I know that this will involve scaling and rotating the entire array but having lacking knowledge in math, I have no idea on how to approach this.

Any ideas? Thank you!

Answer 1

As James Large says in a comment, you can do this efficiently using a transform matrix. Your transformation is going to require scaling, rotation and translation, each of which can be represented with a matrix, and you can build a single transformation matrix that does all this at once out of simpler transformations just by multiplying the the matrices representing each transform together using matrix multiplication.

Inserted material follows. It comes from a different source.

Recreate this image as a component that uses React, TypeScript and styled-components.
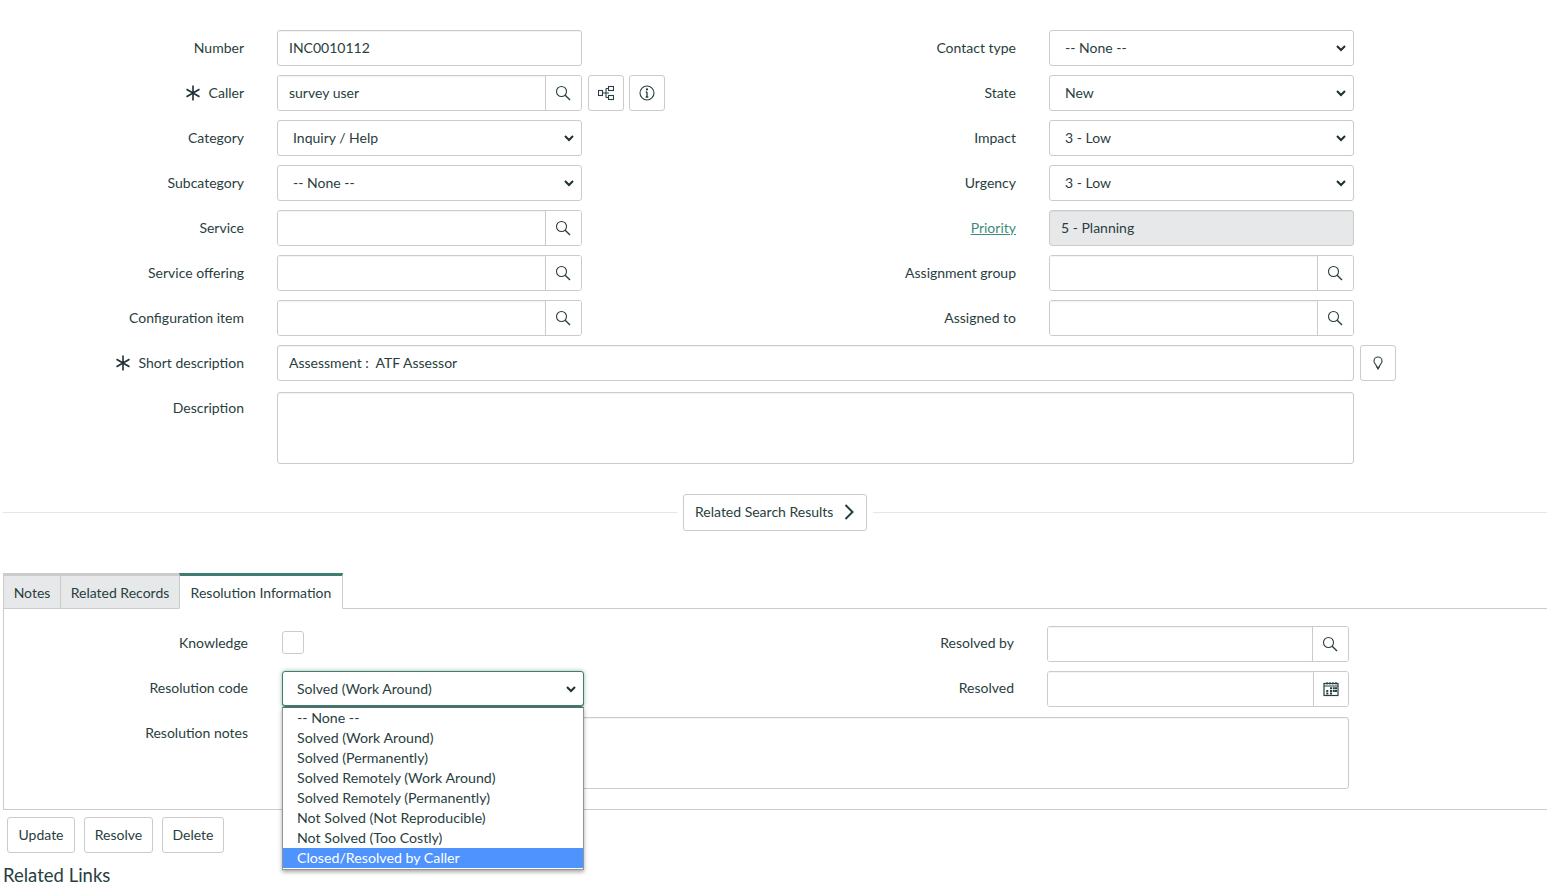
import React from "react";
import styled, { createGlobalStyle } from "styled-components";

const Global = createGlobalStyle`
  html, body { margin: 0; padding: 0; height: 889px; overflow: hidden; background: #fff; }
  body { font-family: "Lato", "Noto Sans", sans-serif; font-size: 14px; color: #293e40; }
  * { box-sizing: border-box; }
`;

const Page = styled.div`
  padding: 30px 11px 0 3px;
`;
const TopForm = styled.div`
  margin-left: -3px;
`;
const Columns = styled.div<{ $col: number }>`
  display: grid;
  grid-template-columns: ${(p) => p.$col}px ${(p) => p.$col}px;
  justify-content: start;
`;
const Stack = styled.div`
  display: flex;
  flex-direction: column;
  gap: 9px;
`;
const Row = styled.div<{ $gap?: number; $mt?: number }>`
  display: flex;
  align-items: flex-start;
  gap: ${(p) => p.$gap ?? 33}px;
  margin-top: ${(p) => p.$mt ?? 0}px;
`;
const Label = styled.label<{ $h?: number }>`
  width: 244px;
  height: ${(p) => p.$h ?? 34}px;
  flex: none;
  display: flex;
  align-items: center;
  justify-content: flex-end;
  gap: 8px;
  text-align: right;
  white-space: nowrap;
`;
const LinkLabel = styled.a`
  color: #3f8a7e;
  text-decoration: underline;
`;
const Star = styled.svg`
  width: 16px;
  height: 16px;
  margin-top: 2px;
  stroke: #1f2f33;
  stroke-width: 1.6;
  fill: none;
`;
const Group = styled.div<{ $w: number }>`
  width: ${(p) => p.$w}px;
  flex: none;
  position: relative;
`;
const TextInput = styled.input<{ $readonly?: boolean }>`
  width: 100%;
  height: 36px;
  display: block;
  padding: 0 11px 2px;
  border: 1px solid #cbcbcb;
  border-radius: 3px;
  font: inherit;
  color: inherit;
  outline: none;
  background: ${(p) => (p.$readonly ? "#e6e8ea" : "#fff")};
  box-shadow: inset 0 1px 1px rgba(0, 0, 0, 0.05);
`;
const Select = styled.select<{ $focus?: boolean }>`
  width: 100%;
  height: 36px;
  display: block;
  padding: 0 24px 2px ${(p) => (p.$focus ? 14 : 15)}px;
  appearance: none;
  border: 1px solid ${(p) => (p.$focus ? "#3f7d70" : "#cbcbcb")};
  border-radius: 3px;
  font: inherit;
  color: inherit;
  background-color: #fff;
  outline: none;
  box-shadow: ${(p) => (p.$focus ? "0 0 4px rgba(63,125,112,.55), inset 0 -1px 0 #3f7d70" : "none")};
`;
const Chevron = styled.svg`
  position: absolute;
  right: 8px;
  top: 15px;
  width: 10px;
  height: 7px;
  fill: none;
  stroke: #1f2f33;
  stroke-width: 2;
  pointer-events: none;
`;
const Lookup = styled.div`
  height: 36px;
  display: flex;
  border: 1px solid #cbcbcb;
  border-radius: 3px;
  background: #fff;
  overflow: hidden;
`;
const LookupInput = styled.input`
  flex: 1;
  min-width: 0;
  border: 0;
  padding: 0 10px 2px 11px;
  font: inherit;
  color: inherit;
  outline: none;
  box-shadow: inset 0 1px 1px rgba(0, 0, 0, 0.05);
`;
const LookupButton = styled.button<{ $w?: number }>`
  width: ${(p) => p.$w ?? 36}px;
  flex: none;
  border: 0;
  border-left: 1px solid #cbcbcb;
  background: #fff;
  padding: 0 1px 0 0;
  display: flex;
  align-items: center;
  justify-content: center;
`;
const IconButton = styled.button`
  width: 36px;
  height: 36px;
  flex: none;
  padding: 0;
  border: 1px solid #cbcbcb;
  border-radius: 3px;
  background: #fff;
  display: flex;
  align-items: center;
  justify-content: center;
`;
const Glyph = styled.svg`
  fill: none;
  stroke: #293e40;
  stroke-width: 1.1;
  display: block;
`;
const TextArea = styled.textarea<{ $w: number }>`
  width: ${(p) => p.$w}px;
  height: 72px;
  display: block;
  flex: none;
  border: 1px solid #cbcbcb;
  border-radius: 3px;
  resize: none;
  outline: none;
  box-shadow: inset 0 1px 1px rgba(0, 0, 0, 0.05);
`;
const DividerRow = styled.div`
  display: flex;
  align-items: center;
  gap: 6px;
  margin-top: 30px;
`;
const DividerLine = styled.div`
  flex: 1;
  height: 1px;
  background: #e4e6e7;
`;
const RelatedButton = styled.button`
  height: 37px;
  width: 184px;
  padding: 0 11px 2px;
  display: flex;
  align-items: center;
  justify-content: space-between;
  border: 1px solid #cbcbcb;
  border-radius: 3px;
  background: #fff;
  font: inherit;
  color: inherit;
  white-space: nowrap;
`;
const TabBar = styled.div`
  display: flex;
  margin-top: 42px;
  margin-bottom: -1px;
  position: relative;
  z-index: 1;
`;
const Tab = styled.div<{ $active?: boolean; $w: number }>`
  width: ${(p) => p.$w}px;
  height: 36px;
  display: flex;
  align-items: center;
  justify-content: center;
  white-space: nowrap;
  border-top: 3px solid ${(p) => (p.$active ? "#3f7d70" : "#c9cbcc")};
  border-bottom: 1px solid ${(p) => (p.$active ? "#fff" : "#cbcbcb")};
  border-left: 1px solid #cbcbcb;
  border-right: ${(p) => (p.$active ? "1px solid #cbcbcb" : "0")};
  background: ${(p) => (p.$active ? "#fff" : "#e6e8ea")};
`;
const Panel = styled.div`
  height: 202px;
  padding-top: 17px;
  border: 1px solid #cbcbcb;
  border-right: 0;
`;
const CheckCell = styled.div`
  height: 36px;
  padding-bottom: 3px;
  display: flex;
  align-items: center;
`;
const Checkbox = styled.span`
  width: 22px;
  height: 23px;
  display: block;
  border: 1px solid #cbcbcb;
  border-radius: 3px;
`;
const NotesRow = styled(Row)`
  margin-top: 10px;
`;
const Dropdown = styled.ul`
  position: absolute;
  top: 36px;
  left: 0;
  right: 0;
  z-index: 5;
  margin: 0;
  padding: 0 0 1px;
  list-style: none;
  background: #fff;
  border: 1px solid #8f9698;
  border-top: 1px solid #5f6769;
  box-shadow: 0 2px 4px rgba(0, 0, 0, 0.35);
`;
const Option = styled.li<{ $selected?: boolean }>`
  height: 20px;
  line-height: 19px;
  padding-left: 14px;
  white-space: nowrap;
  font-size: 14.2px;
  background: ${(p) => (p.$selected ? "#4f93ff" : "transparent")};
  color: ${(p) => (p.$selected ? "#fff" : "inherit")};
`;
const Actions = styled.div`
  display: flex;
  gap: 9px;
  margin: 7px 0 0 4px;
`;
const ActionButton = styled.button<{ $w: number }>`
  width: ${(p) => p.$w}px;
  height: 36px;
  padding: 0 0 2px;
  border: 1px solid #cbcbcb;
  border-radius: 3px;
  background: #fff;
  font: inherit;
  color: inherit;
`;
const SectionTitle = styled.h3`
  margin: 11px 0 0;
  font-size: 18.5px;
  line-height: 22px;
  font-weight: 400;
`;

const SearchIcon = () => (
  <Glyph width="16" height="16" viewBox="0 0 16 16">
    <circle cx="6.5" cy="6.5" r="5" />
    <path d="M10.2 10.2 15 15" strokeWidth="1.4" />
  </Glyph>
);
const TreeIcon = () => (
  <Glyph width="16" height="16" viewBox="0 0 16 16">
    <rect x="0.5" y="5.5" width="4" height="5" />
    <rect x="10.5" y="1.5" width="5" height="4" />
    <rect x="10.5" y="10.5" width="5" height="4" />
    <path d="M4.5 8h3.5M8 3.5V12.5M8 3.5h2.5M8 12.5h2.5M8 8h3" />
  </Glyph>
);
const InfoIcon = () => (
  <Glyph width="16" height="16" viewBox="0 0 16 16">
    <circle cx="8" cy="8" r="7" />
    <path d="M8 7v5M6.7 12h2.6M6.8 7H8" strokeWidth="1.3" />
    <circle cx="8" cy="4.4" r="0.6" fill="#293e40" />
  </Glyph>
);
const BulbIcon = () => (
  <Glyph width="16" height="16" viewBox="0 0 16 16">
    <path d="M5.6 9.4C4.6 8.6 4 7.4 4 6a4 4 0 0 1 8 0c0 1.4-.6 2.6-1.6 3.4L8 14z" />
    <path d="M6.6 12.2h2.8" />
  </Glyph>
);
const CalendarIcon = () => (
  <Glyph width="16" height="16" viewBox="0 0 16 16">
    <rect x="1" y="2.5" width="14" height="12" strokeWidth="1.2" />
    <path d="M1 5h14M4 1v2.5M7 1v2.5M10 1v2.5M13 1v2.5" />
    <path
      d="M7 6.2h2v2H7zM9.8 6.2h2v2H9.8zM12 6.2h2v2h-2zM3.3 9h2v2h-2zM7 9h2v2H7zM9.8 9h2v2H9.8zM12 9h2v2h-2zM3.3 11.6h2v2h-2zM7 11.6h2v2H7z"
      fill="#293e40"
      stroke="none"
    />
  </Glyph>
);
const Required = () => (
  <Star viewBox="0 0 16 16">
    <path d="M8 0.5v15M1.5 4.2l13 7.6M14.5 4.2l-13 7.6" />
  </Star>
);
const SelectChevron = () => (
  <Chevron viewBox="0 0 10 7">
    <path d="M1 1l4 4 4-4" />
  </Chevron>
);

const LookupField = ({ w, value, cal }: { w: number; value?: string; cal?: boolean }) => (
  <Group $w={w}>
    <Lookup>
      <LookupInput defaultValue={value} />
      <LookupButton type="button" $w={cal ? 35 : 36}>
        {cal ? <CalendarIcon /> : <SearchIcon />}
      </LookupButton>
    </Lookup>
  </Group>
);
const SelectField = ({ value }: { value: string }) => (
  <Group $w={305}>
    <Select defaultValue={value}>
      <option>{value}</option>
    </Select>
    <SelectChevron />
  </Group>
);

const resolutionOptions = [
  "-- None --",
  "Solved (Work Around)",
  "Solved (Permanently)",
  "Solved Remotely (Work Around)",
  "Solved Remotely (Permanently)",
  "Not Solved (Not Reproducible)",
  "Not Solved (Too Costly)",
  "Closed/Resolved by Caller",
];

export default function App() {
  return (
    <Page>
      <Global />
      <TopForm>
        <Columns $col={772}>
          <Stack>
            <Row>
              <Label>Number</Label>
              <Group $w={305}>
                <TextInput defaultValue="INC0010112" />
              </Group>
            </Row>
            <Row>
              <Label>
                <Required />
                Caller
              </Label>
              <Row $gap={6}>
                <LookupField w={305} value="survey user" />
                <Row $gap={5}>
                  <IconButton type="button">
                    <TreeIcon />
                  </IconButton>
                  <IconButton type="button">
                    <InfoIcon />
                  </IconButton>
                </Row>
              </Row>
            </Row>
            <Row>
              <Label>Category</Label>
              <SelectField value="Inquiry / Help" />
            </Row>
            <Row>
              <Label>Subcategory</Label>
              <SelectField value="-- None --" />
            </Row>
            <Row>
              <Label>Service</Label>
              <LookupField w={305} />
            </Row>
            <Row>
              <Label>Service offering</Label>
              <LookupField w={305} />
            </Row>
            <Row>
              <Label>Configuration item</Label>
              <LookupField w={305} />
            </Row>
          </Stack>
          <Stack>
            <Row>
              <Label>Contact type</Label>
              <SelectField value="-- None --" />
            </Row>
            <Row>
              <Label>State</Label>
              <SelectField value="New" />
            </Row>
            <Row>
              <Label>Impact</Label>
              <SelectField value="3 - Low" />
            </Row>
            <Row>
              <Label>Urgency</Label>
              <SelectField value="3 - Low" />
            </Row>
            <Row>
              <Label>
                <LinkLabel>Priority</LinkLabel>
              </Label>
              <Group $w={305}>
                <TextInput $readonly readOnly defaultValue="5 - Planning" />
              </Group>
            </Row>
            <Row>
              <Label>Assignment group</Label>
              <LookupField w={305} />
            </Row>
            <Row>
              <Label>Assigned to</Label>
              <LookupField w={305} />
            </Row>
          </Stack>
        </Columns>
        <Row $mt={9}>
          <Label>
            <Required />
            Short description
          </Label>
          <Row $gap={6}>
            <Group $w={1077}>
              <TextInput defaultValue="Assessment :  ATF Assessor" />
            </Group>
            <IconButton type="button">
              <BulbIcon />
            </IconButton>
          </Row>
        </Row>
        <Row $mt={11}>
          <Label $h={30}>Description</Label>
          <TextArea $w={1077} />
        </Row>
      </TopForm>

      <DividerRow>
        <DividerLine />
        <RelatedButton type="button">
          Related Search Results
          <Glyph width="12" height="18" viewBox="0 0 12 18">
            <path d="M2.5 2l7 7-7 7" strokeWidth="2" />
          </Glyph>
        </RelatedButton>
        <DividerLine />
      </DividerRow>

      <TabBar>
        <Tab $w={57}>Notes</Tab>
        <Tab $w={119}>Related Records</Tab>
        <Tab $active $w={164}>
          Resolution Information
        </Tab>
      </TabBar>
      <Panel>
        <Columns $col={766}>
          <Stack>
            <Row $gap={34}>
              <Label $h={32}>Knowledge</Label>
              <CheckCell>
                <Checkbox />
              </CheckCell>
            </Row>
            <Row $gap={34}>
              <Label $h={32}>Resolution code</Label>
              <Group $w={302}>
                <Select $focus defaultValue="Solved (Work Around)">
                  <option>Solved (Work Around)</option>
                </Select>
                <SelectChevron />
                <Dropdown>
                  {resolutionOptions.map((o, i) => (
                    <Option key={o} $selected={i === resolutionOptions.length - 1}>
                      {o}
                    </Option>
                  ))}
                </Dropdown>
              </Group>
            </Row>
          </Stack>
          <Stack>
            <Row>
              <Label $h={32}>Resolved by</Label>
              <LookupField w={302} />
            </Row>
            <Row>
              <Label $h={32}>Resolved</Label>
              <LookupField w={302} cal />
            </Row>
          </Stack>
        </Columns>
        <NotesRow $gap={34}>
          <Label $h={30}>Resolution notes</Label>
          <TextArea $w={1067} />
        </NotesRow>
      </Panel>
      <Actions>
        <ActionButton type="button" $w={68}>
          Update
        </ActionButton>
        <ActionButton type="button" $w={69}>
          Resolve
        </ActionButton>
        <ActionButton type="button" $w={62}>
          Delete
        </ActionButton>
      </Actions>
      <SectionTitle>Related Links</SectionTitle>
    </Page>
  );
}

You can achieve what you want by first translating the points so that the first point is at the origin (because that's the point you want to rotate around), then applying a rotation, a scaling transform and then a second translation so that the first point is at x1, y1.

The rotation angle can be calculated by computing the difference between the angle between (x1, y1) - (x2, y2) and the angle between the original start and end points:

double rotationAngle = atan2(y2-y1, x2-x1) -
    atan2(Points[Points.length-1].y-Points[0].y, Points[Points.length-1].x-Points[0].x);

The scaling factor is the distance between (x1, y1) - (x2, y2) divided by the distance between the untransformed start and end points.

So your transformation can be built like this:

• translate by (-Points[0].x, -Points[0].y)
• rotate by rotationAngle
• scale by scaling factor
• translate by (x1, y1)

The order of rotation and scaling could be swapped, it doesn't matter. See the article of transformation matrices for how to build each one.

You could also solve using simultaneous equations, but I think this way is more intuitive. You'll end up with the same matrix so the per-point transformation is just as efficient.